#### Stated task:
Produce an exact transcription of the listing below, omitting the pictures.
++++++++++++++++++++
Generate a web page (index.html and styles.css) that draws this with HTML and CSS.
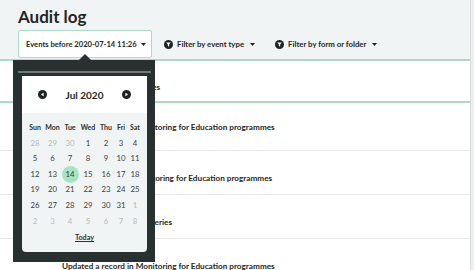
FILE: index.html
```html
<!DOCTYPE html>
<html lang="en">
  <head>
    <meta charset="UTF-8" />
    <title>Audit log</title>
    <link rel="stylesheet" href="styles.css">
  </head>
  <body>
    <div class="page">
      <div class="main">
        <div class="header">
          <h1>Audit log</h1>
          <div class="filters">
            <button class="date-btn">
              Events before 2020-07-14 11:26
              <svg class="caret" width="5" height="3" viewBox="0 0 5 3"><path d="M0 0h5L2.5 3z" /></svg>
            </button>
            <button class="filter-btn">
              <svg class="funnel" width="9" height="9" viewBox="0 0 9 9"><circle cx="4.5" cy="4.5" r="4.5" /><path d="M2.2 2.6h4.6L5.1 4.6v2.1L3.9 6V4.6z" fill="#fff" /></svg>
              Filter by event type
              <svg class="caret" width="5" height="3" viewBox="0 0 5 3"><path d="M0 0h5L2.5 3z" /></svg>
            </button>
            <button class="filter-btn">
              <svg class="funnel" width="9" height="9" viewBox="0 0 9 9"><circle cx="4.5" cy="4.5" r="4.5" /><path d="M2.2 2.6h4.6L5.1 4.6v2.1L3.9 6V4.6z" fill="#fff" /></svg>
              Filter by form or folder
              <svg class="caret" width="5" height="3" viewBox="0 0 5 3"><path d="M0 0h5L2.5 3z" /></svg>
            </button>
          </div>
        </div>

        <div class="log">
          <div class="log-head">Showing all recent changes</div>
          <div class="log-row first">Updated a record in Monitoring for Education programmes</div>
          <div class="log-row">Created a record in Monitoring for Education programmes</div>
          <div class="log-row">Updated a record in Deliveries</div>
          <div class="log-row">Updated a record in Monitoring for Education programmes</div>
        </div>

        <div class="picker">
          <div class="picker-line"></div>
          <div class="calendar">
            <div class="cal-top">
              <svg class="nav" width="9" height="9" viewBox="0 0 9 9"><circle cx="4.5" cy="4.5" r="4.5" /><path d="M2.9 4.5L5.6 2.7v3.6z" fill="#fff" /></svg>
              <span class="month">Jul 2020</span>
              <svg class="nav" width="9" height="9" viewBox="0 0 9 9"><circle cx="4.5" cy="4.5" r="4.5" /><path d="M6.1 4.5L3.4 2.7v3.6z" fill="#fff" /></svg>
            </div>
            <div class="cal-body">
              <div class="days" id="days"></div>
              <div class="today"><a href="#">Today</a></div>
            </div>
          </div>
        </div>
      </div>
      <div class="scrollbar"></div>
    </div>

    <script>
      const names = ["Sun", "Mon", "Tue", "Wed", "Thu", "Fri", "Sat"];
      const days = document.getElementById("days");

      names.forEach((n) => {
        const el = document.createElement("span");
        el.className = "day-name";
        el.textContent = n;
        days.appendChild(el);
      });

      const cells = [28, 29, 30];
      for (let d = 1; d <= 31; d++) cells.push(d);
      for (let d = 1; d <= 8; d++) cells.push(d);

      cells.forEach((d, i) => {
        const el = document.createElement("span");
        el.className = "day";
        if (i < 3 || i >= 34) el.classList.add("other");
        if (i === 16) el.classList.add("selected");
        el.textContent = d;
        days.appendChild(el);
      });
    </script>
  </body>
</html>
```

FILE: styles.css
```css
* {
  box-sizing: border-box;
}

body {
  margin: 0;
  background: #fff;
  color: #1f2524;
  font-family: Lato, "Open Sans", sans-serif;
}

.page {
  display: flex;
  height: 270px;
  overflow: hidden;
}

.main {
  flex: 1;
  position: relative;
}

.scrollbar {
  width: 4px;
  background: #eef0f0;
  border-left: 1px solid #d9dddc;
}

.header {
  background: #f1f4f5;
  padding: 7px 18px 1px;
  border-bottom: 2px solid #a9dcc2;
}

h1 {
  margin: 0;
  font-size: 17px;
  line-height: 20px;
  font-weight: 700;
}

.filters {
  display: flex;
  align-items: center;
  margin-top: 3px;
  gap: 12px;
}

button {
  font-family: inherit;
  font-size: 7.8px;
  font-weight: 700;
  color: #1f2524;
  white-space: nowrap;
  cursor: pointer;
}

.date-btn {
  display: flex;
  align-items: center;
  justify-content: space-between;
  width: 134px;
  height: 28px;
  padding: 0 5px 0 7px;
  background: #fff;
  border: 1px solid #a9dcc2;
  border-radius: 2px;
  font-size: 7.6px;
}

.filter-btn {
  display: flex;
  align-items: center;
  gap: 4px;
  padding: 0;
  background: none;
  border: none;
}

.filter-btn .caret {
  margin-left: 2px;
}

.filter-btn + .filter-btn {
  margin-left: 8px;
}

.caret path,
.funnel circle,
.nav circle {
  fill: #1f2524;
}

.log-head {
  height: 42px;
  padding: 21px 0 0 62px;
  font-size: 8.2px;
  font-weight: 700;
  border-bottom: 2px solid #a9dcc2;
}

.log-row {
  height: 44px;
  padding: 22px 0 0 62px;
  font-size: 8.2px;
  font-weight: 700;
  border-bottom: 1px solid #e6e9e9;
}

.log-row.first {
  height: 48px;
  padding-top: 19px;
}

.picker {
  position: absolute;
  left: 13px;
  top: 60px;
  width: 142px;
  height: 202px;
  padding: 11px 8px 0 9px;
  background: #283130;
}

.picker::before {
  content: "";
  position: absolute;
  left: 66px;
  top: -6px;
  border-left: 6px solid transparent;
  border-right: 6px solid transparent;
  border-bottom: 6px solid #283130;
}

.picker-line {
  margin: 0 -4px;
  height: 2px;
  background: #6e7977;
}

.calendar {
  margin-top: 3px;
  height: 176px;
  background: #f1f4f5;
  border-radius: 0 0 4px 4px;
  overflow: hidden;
}

.cal-top {
  display: flex;
  align-items: center;
  justify-content: space-between;
  height: 37px;
  padding: 0 16px 0 16px;
  background: #fff;
}

.month {
  font-size: 10px;
  font-weight: 700;
}

.cal-body {
  padding: 7px 5px 0;
}

.days {
  display: grid;
  grid-template-columns: 16px 19px 16px 20px 16px 14px 14px;
  grid-auto-rows: 15.6px;
  font-size: 7.8px;
  text-align: center;
}

.day-name {
  font-size: 7px;
  font-weight: 700;
  line-height: 15.6px;
  color: #2b3130;
}

.day {
  line-height: 15.6px;
  color: #3b4140;
}

.day.other {
  color: #b5baba;
}

.day.selected {
  justify-self: center;
  width: 17px;
  height: 17px;
  margin-top: -0.7px;
  line-height: 17px;
  border-radius: 50%;
  background: #a6e4c4;
}

.today {
  margin-top: 4px;
  text-align: center;
  font-size: 7.2px;
  font-weight: 700;
}

.today a {
  color: #2b3130;
}
```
++++++++++++++++++++
#### Correct result:
Generate a web page (index.html and styles.css) that draws this with HTML and CSS.
FILE: index.html
```html
<!DOCTYPE html>
<html lang="en">
  <head>
    <meta charset="UTF-8" />
    <title>Audit log</title>
    <link rel="stylesheet" href="styles.css">
  </head>
  <body>
    <div class="page">
      <div class="main">
        <div class="header">
          <h1>Audit log</h1>
          <div class="filters">
            <button class="date-btn">
              Events before 2020-07-14 11:26
              <svg class="caret" width="5" height="3" viewBox="0 0 5 3"><path d="M0 0h5L2.5 3z" /></svg>
            </button>
            <button class="filter-btn">
              <svg class="funnel" width="9" height="9" viewBox="0 0 9 9"><circle cx="4.5" cy="4.5" r="4.5" /><path d="M2.2 2.6h4.6L5.1 4.6v2.1L3.9 6V4.6z" fill="#fff" /></svg>
              Filter by event type
              <svg class="caret" width="5" height="3" viewBox="0 0 5 3"><path d="M0 0h5L2.5 3z" /></svg>
            </button>
            <button class="filter-btn">
              <svg class="funnel" width="9" height="9" viewBox="0 0 9 9"><circle cx="4.5" cy="4.5" r="4.5" /><path d="M2.2 2.6h4.6L5.1 4.6v2.1L3.9 6V4.6z" fill="#fff" /></svg>
              Filter by form or folder
              <svg class="caret" width="5" height="3" viewBox="0 0 5 3"><path d="M0 0h5L2.5 3z" /></svg>
            </button>
          </div>
        </div>

        <div class="log">
          <div class="log-head">Showing all recent changes</div>
          <div class="log-row first">Updated a record in Monitoring for Education programmes</div>
          <div class="log-row">Created a record in Monitoring for Education programmes</div>
          <div class="log-row">Updated a record in Deliveries</div>
          <div class="log-row">Updated a record in Monitoring for Education programmes</div>
        </div>

        <div class="picker">
          <div class="picker-line"></div>
          <div class="calendar">
            <div class="cal-top">
              <svg class="nav" width="9" height="9" viewBox="0 0 9 9"><circle cx="4.5" cy="4.5" r="4.5" /><path d="M2.9 4.5L5.6 2.7v3.6z" fill="#fff" /></svg>
              <span class="month">Jul 2020</span>
              <svg class="nav" width="9" height="9" viewBox="0 0 9 9"><circle cx="4.5" cy="4.5" r="4.5" /><path d="M6.1 4.5L3.4 2.7v3.6z" fill="#fff" /></svg>
            </div>
            <div class="cal-body">
              <div class="days" id="days"></div>
              <div class="today"><a href="#">Today</a></div>
            </div>
          </div>
        </div>
      </div>
      <div class="scrollbar"></div>
    </div>

    <script>
      const names = ["Sun", "Mon", "Tue", "Wed", "Thu", "Fri", "Sat"];
      const days = document.getElementById("days");

      names.forEach((n) => {
        const el = document.createElement("span");
        el.className = "day-name";
        el.textContent = n;
        days.appendChild(el);
      });

      const cells = [28, 29, 30];
      for (let d = 1; d <= 31; d++) cells.push(d);
      for (let d = 1; d <= 8; d++) cells.push(d);

      cells.forEach((d, i) => {
        const el = document.createElement("span");
        el.className = "day";
        if (i < 3 || i >= 34) el.classList.add("other");
        if (i === 16) el.classList.add("selected");
        el.textContent = d;
        days.appendChild(el);
      });
    </script>
  </body>
</html>
```

FILE: styles.css
```css
* {
  box-sizing: border-box;
}

body {
  margin: 0;
  background: #fff;
  color: #1f2524;
  font-family: Lato, "Open Sans", sans-serif;
}

.page {
  display: flex;
  height: 270px;
  overflow: hidden;
}

.main {
  flex: 1;
  position: relative;
}

.scrollbar {
  width: 4px;
  background: #eef0f0;
  border-left: 1px solid #d9dddc;
}

.header {
  background: #f1f4f5;
  padding: 7px 18px 1px;
  border-bottom: 2px solid #a9dcc2;
}

h1 {
  margin: 0;
  font-size: 17px;
  line-height: 20px;
  font-weight: 700;
}

.filters {
  display: flex;
  align-items: center;
  margin-top: 3px;
  gap: 12px;
}

button {
  font-family: inherit;
  font-size: 7.8px;
  font-weight: 700;
  color: #1f2524;
  white-space: nowrap;
  cursor: pointer;
}

.date-btn {
  display: flex;
  align-items: center;
  justify-content: space-between;
  width: 134px;
  height: 28px;
  padding: 0 5px 0 7px;
  background: #fff;
  border: 1px solid #a9dcc2;
  border-radius: 2px;
  font-size: 7.6px;
}

.filter-btn {
  display: flex;
  align-items: center;
  gap: 4px;
  padding: 0;
  background: none;
  border: none;
}

.filter-btn .caret {
  margin-left: 2px;
}

.filter-btn + .filter-btn {
  margin-left: 8px;
}

.caret path,
.funnel circle,
.nav circle {
  fill: #1f2524;
}

.log-head {
  height: 42px;
  padding: 21px 0 0 62px;
  font-size: 8.2px;
  font-weight: 700;
  border-bottom: 2px solid #a9dcc2;
}

.log-row {
  height: 44px;
  padding: 22px 0 0 62px;
  font-size: 8.2px;
  font-weight: 700;
  border-bottom: 1px solid #e6e9e9;
}

.log-row.first {
  height: 48px;
  padding-top: 19px;
}

.picker {
  position: absolute;
  left: 13px;
  top: 60px;
  width: 142px;
  height: 202px;
  padding: 11px 8px 0 9px;
  background: #283130;
}

.picker::before {
  content: "";
  position: absolute;
  left: 66px;
  top: -6px;
  border-left: 6px solid transparent;
  border-right: 6px solid transparent;
  border-bottom: 6px solid #283130;
}

.picker-line {
  margin: 0 -4px;
  height: 2px;
  background: #6e7977;
}

.calendar {
  margin-top: 3px;
  height: 176px;
  background: #f1f4f5;
  border-radius: 0 0 4px 4px;
  overflow: hidden;
}

.cal-top {
  display: flex;
  align-items: center;
  justify-content: space-between;
  height: 37px;
  padding: 0 16px 0 16px;
  background: #fff;
}

.month {
  font-size: 10px;
  font-weight: 700;
}

.cal-body {
  padding: 7px 5px 0;
}

.days {
  display: grid;
  grid-template-columns: 16px 19px 16px 20px 16px 14px 14px;
  grid-auto-rows: 15.6px;
  font-size: 7.8px;
  text-align: center;
}

.day-name {
  font-size: 7px;
  font-weight: 700;
  line-height: 15.6px;
  color: #2b3130;
}

.day {
  line-height: 15.6px;
  color: #3b4140;
}

.day.other {
  color: #b5baba;
}

.day.selected {
  justify-self: center;
  width: 17px;
  height: 17px;
  margin-top: -0.7px;
  line-height: 17px;
  border-radius: 50%;
  background: #a6e4c4;
}

.today {
  margin-top: 4px;
  text-align: center;
  font-size: 7.2px;
  font-weight: 700;
}

.today a {
  color: #2b3130;
}
```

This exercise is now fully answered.